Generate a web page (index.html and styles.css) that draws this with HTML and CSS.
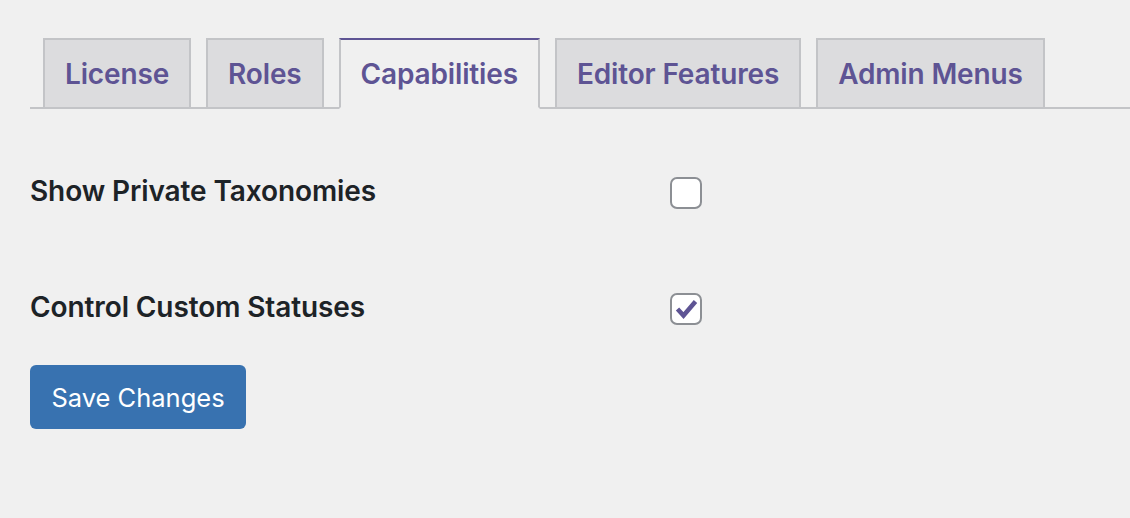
FILE: index.html
```html
<!DOCTYPE html>
<html lang="en">
<head>
<meta charset="utf-8">
<title>Settings</title>
<link rel="stylesheet" href="styles.css">
</head>
<body>
<div class="wrap">
  <nav class="nav-tabs">
    <a class="nav-tab" href="#">License</a>
    <a class="nav-tab" href="#">Roles</a>
    <a class="nav-tab active" href="#">Capabilities</a>
    <a class="nav-tab" href="#">Editor Features</a>
    <a class="nav-tab" href="#">Admin Menus</a>
  </nav>
  <form class="form-table">
    <div class="form-row">
      <div class="label">Show Private Taxonomies</div>
      <span class="checkbox"></span>
    </div>
    <div class="form-row">
      <div class="label">Control Custom Statuses</div>
      <span class="checkbox">
        <svg viewBox="0 0 32 32" width="32" height="32"><polyline points="7.5,16 13.5,22.5 25.5,8.5" fill="none" stroke="#5e5494" stroke-width="4.5" stroke-linecap="butt" stroke-linejoin="miter"/></svg>
      </span>
    </div>
    <button type="button" class="button-primary">Save Changes</button>
  </form>
</div>
</body>
</html>
```
FILE: styles.css
```css
html, body {
  margin: 0;
  padding: 0;
  background: #f0f0f0;
}
body {
  font-family: Inter, "Liberation Sans", sans-serif;
  color: #1d2327;
}
.wrap {
  padding: 38px 0 0 30px;
}
.nav-tabs {
  display: flex;
  gap: 15px;
  padding-left: 13px;
  border-bottom: 2px solid #c3c4c7;
  height: 69px;
}
.nav-tab {
  display: flex;
  align-items: center;
  box-sizing: border-box;
  height: 71px;
  padding: 0 20px 0 20px;
  background: #dcdcde;
  border: 2px solid #c3c4c7;
  border-bottom: 2px solid #c3c4c7;
  color: #5e5494;
  font-size: 28px;
  font-weight: 600;
  text-decoration: none;
  letter-spacing: -0.15px;
}
.nav-tab.active {
  background: #f0f0f0;
  border-top-color: #5e5494;
  border-bottom-color: #f0f0f0;
}
.form-table {
  display: flex;
  flex-direction: column;
  align-items: flex-start;
  padding-top: 68px;
}
.form-row {
  display: grid;
  grid-template-columns: 640px auto;
  align-items: center;
  height: 32px;
  margin-bottom: 84px;
}
.form-row:nth-of-type(2) {
  margin-bottom: 40px;
}
.label {
  font-size: 28px;
  line-height: 28px;
  font-weight: 600;
  padding-bottom: 4px;
  letter-spacing: -0.1px;
}
.checkbox {
  display: block;
  box-sizing: border-box;
  width: 32px;
  height: 32px;
  border: 2px solid #8c8f94;
  border-radius: 7px;
  background: #fff;
  position: relative;
}
.checkbox svg {
  position: absolute;
  left: -2px;
  top: -2px;
}
.button-primary {
  box-sizing: border-box;
  width: 216px;
  height: 64px;
  background: #3872b0;
  border: none;
  border-radius: 6px;
  color: #fff;
  font-family: Inter, "Liberation Sans", sans-serif;
  font-size: 25.5px;
  font-weight: 400;
  padding: 0;
}
```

-- WHAT TO WORK ON --
Please write out all of the material above without changing a word, and omit any pictures.

-- THE COMPLETED TASK --
Generate a web page (index.html and styles.css) that draws this with HTML and CSS.
FILE: index.html
```html
<!DOCTYPE html>
<html lang="en">
<head>
<meta charset="utf-8">
<title>Settings</title>
<link rel="stylesheet" href="styles.css">
</head>
<body>
<div class="wrap">
  <nav class="nav-tabs">
    <a class="nav-tab" href="#">License</a>
    <a class="nav-tab" href="#">Roles</a>
    <a class="nav-tab active" href="#">Capabilities</a>
    <a class="nav-tab" href="#">Editor Features</a>
    <a class="nav-tab" href="#">Admin Menus</a>
  </nav>
  <form class="form-table">
    <div class="form-row">
      <div class="label">Show Private Taxonomies</div>
      <span class="checkbox"></span>
    </div>
    <div class="form-row">
      <div class="label">Control Custom Statuses</div>
      <span class="checkbox">
        <svg viewBox="0 0 32 32" width="32" height="32"><polyline points="7.5,16 13.5,22.5 25.5,8.5" fill="none" stroke="#5e5494" stroke-width="4.5" stroke-linecap="butt" stroke-linejoin="miter"/></svg>
      </span>
    </div>
    <button type="button" class="button-primary">Save Changes</button>
  </form>
</div>
</body>
</html>
```
FILE: styles.css
```css
html, body {
  margin: 0;
  padding: 0;
  background: #f0f0f0;
}
body {
  font-family: Inter, "Liberation Sans", sans-serif;
  color: #1d2327;
}
.wrap {
  padding: 38px 0 0 30px;
}
.nav-tabs {
  display: flex;
  gap: 15px;
  padding-left: 13px;
  border-bottom: 2px solid #c3c4c7;
  height: 69px;
}
.nav-tab {
  display: flex;
  align-items: center;
  box-sizing: border-box;
  height: 71px;
  padding: 0 20px 0 20px;
  background: #dcdcde;
  border: 2px solid #c3c4c7;
  border-bottom: 2px solid #c3c4c7;
  color: #5e5494;
  font-size: 28px;
  font-weight: 600;
  text-decoration: none;
  letter-spacing: -0.15px;
}
.nav-tab.active {
  background: #f0f0f0;
  border-top-color: #5e5494;
  border-bottom-color: #f0f0f0;
}
.form-table {
  display: flex;
  flex-direction: column;
  align-items: flex-start;
  padding-top: 68px;
}
.form-row {
  display: grid;
  grid-template-columns: 640px auto;
  align-items: center;
  height: 32px;
  margin-bottom: 84px;
}
.form-row:nth-of-type(2) {
  margin-bottom: 40px;
}
.label {
  font-size: 28px;
  line-height: 28px;
  font-weight: 600;
  padding-bottom: 4px;
  letter-spacing: -0.1px;
}
.checkbox {
  display: block;
  box-sizing: border-box;
  width: 32px;
  height: 32px;
  border: 2px solid #8c8f94;
  border-radius: 7px;
  background: #fff;
  position: relative;
}
.checkbox svg {
  position: absolute;
  left: -2px;
  top: -2px;
}
.button-primary {
  box-sizing: border-box;
  width: 216px;
  height: 64px;
  background: #3872b0;
  border: none;
  border-radius: 6px;
  color: #fff;
  font-family: Inter, "Liberation Sans", sans-serif;
  font-size: 25.5px;
  font-weight: 400;
  padding: 0;
}
```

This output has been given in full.